KEY BANK NATURAL v. HUNTINGTON NATURAL BANK

Court of Appeals of Ohio (2002)

Facts

Issue

Holding — Whitmore, J.

Rule

Reasoning

Deep Dive: How the Court Reached Its Decision

Court's Analysis of Purchase Money Security Interests

The court analyzed whether Huntington National Bank's (Huntington) security interests in Azzip, Inc.'s equipment could qualify as purchase money security interests (PMSIs). It recognized that the determination of priority between conflicting security interests depended significantly on the characterization of Huntington's interests. The court noted that both Huntington and Key Bank National Association (Key) had executed and filed the necessary documents to perfect their respective security interests. It acknowledged that while Key was the first to perfect its security interests, the critical question was whether Huntington's interests could still qualify as PMSIs. The court referred to Ohio law, particularly R.C. 1309.05, which defines a PMSI and stipulates that it exists when a creditor provides value enabling the debtor to acquire rights in the collateral. The court found that Huntington presented sufficient evidence to demonstrate that it made loans specifically aimed at enabling Azzip to purchase the equipment. This evidence included affidavits from Azzip's president and Huntington's loan officer, confirming that the funds from Huntington were directly used for the acquisition of specific equipment.

Rejection of Specificity Requirement

The court rejected the trial court's ruling that a purchase money security agreement must specifically list the collateral to qualify as a PMSI. It clarified that Ohio law does not impose a requirement for a detailed description of collateral for a PMSI to exist. Instead, the court emphasized that the key factor is whether the creditor provided value that allowed the debtor to acquire rights in the collateral. The court referred to R.C. 1309.08, stating that any description of personal property is sufficient if it reasonably identifies what is described, thereby indicating that specificity was not a statutory requirement for a PMSI. The court concluded that Huntington's general reference to Azzip's "equipment" in its agreements was adequate under the law. Furthermore, it noted that even if broader security agreements were in place, this did not negate the purchase money status of Huntington's interests in the equipment purchased with the loans, as long as the statutory conditions were met.

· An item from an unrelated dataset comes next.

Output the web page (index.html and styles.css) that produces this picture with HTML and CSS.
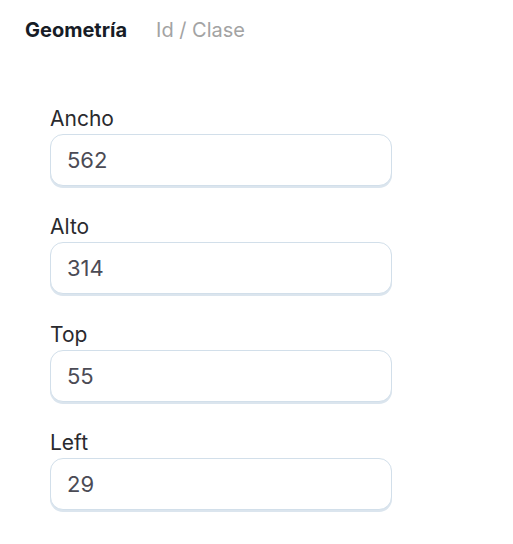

Implications of Cross-Collateralization

The court addressed arguments related to cross-collateralization in Huntington's security agreements, which included various types of collateral beyond just equipment. It determined that such cross-collateralization did not automatically eliminate the PMSI status of Huntington's interests in Azzip's equipment. The court emphasized that the transformation rule, which might suggest that including non-PMSI collateral could negate PMSI status, was not applicable in this case. It noted that under R.C. 1309.05, a PMSI may exist to the extent that the statutory requirements are satisfied, regardless of the broader scope of the security agreement. The court thus concluded that Huntington's PMSIs were valid as long as it could demonstrate that the loans directly facilitated the acquisition of the equipment in question, effectively supporting its claims against Key’s competing interests.

Notice and Knowledge of Security Interests

The court analyzed the implications of Key's knowledge regarding Huntington's security interests, specifically whether Key had been misled about the nature of those interests. It highlighted that an internal document from Key acknowledged the existence of Huntington's purchase money security agreements (PMSAs), demonstrating that Key had actual notice of Huntington's interests. This notice was crucial because it indicated that Key was aware of Huntington's potential claims prior to extending additional credit to Azzip. The court concluded that, despite Key's assertions that it was misled by Huntington's public filings, the evidence showed that Key had sufficient information to inquire further about Huntington's interests. Consequently, the court ruled that Key could not simply rely on public records without making additional inquiries, thus accepting the risk that its interests might be inferior to Huntington's PMSIs.

Summary of Legal Principles

The court summarized the legal principles guiding its decision, particularly regarding the requirements for establishing a purchase money security interest under Ohio law. It reiterated that a PMSI may exist even without a specific listing of collateral as long as the creditor provided the debtor with value that enabled the acquisition of rights in that collateral. The court emphasized that the sufficiency of collateral descriptions is determined under R.C. 1309.08, which allows for reasonably identifying descriptions. Additionally, it noted that the transformation rule does not categorically extinguish PMSI status based on the presence of broader security interests in the same agreement. The court affirmed that genuine issues of material fact remained regarding the purchase money nature of Huntington's interests, thus reversing the trial court’s decision and remanding the case for further proceedings to resolve these issues.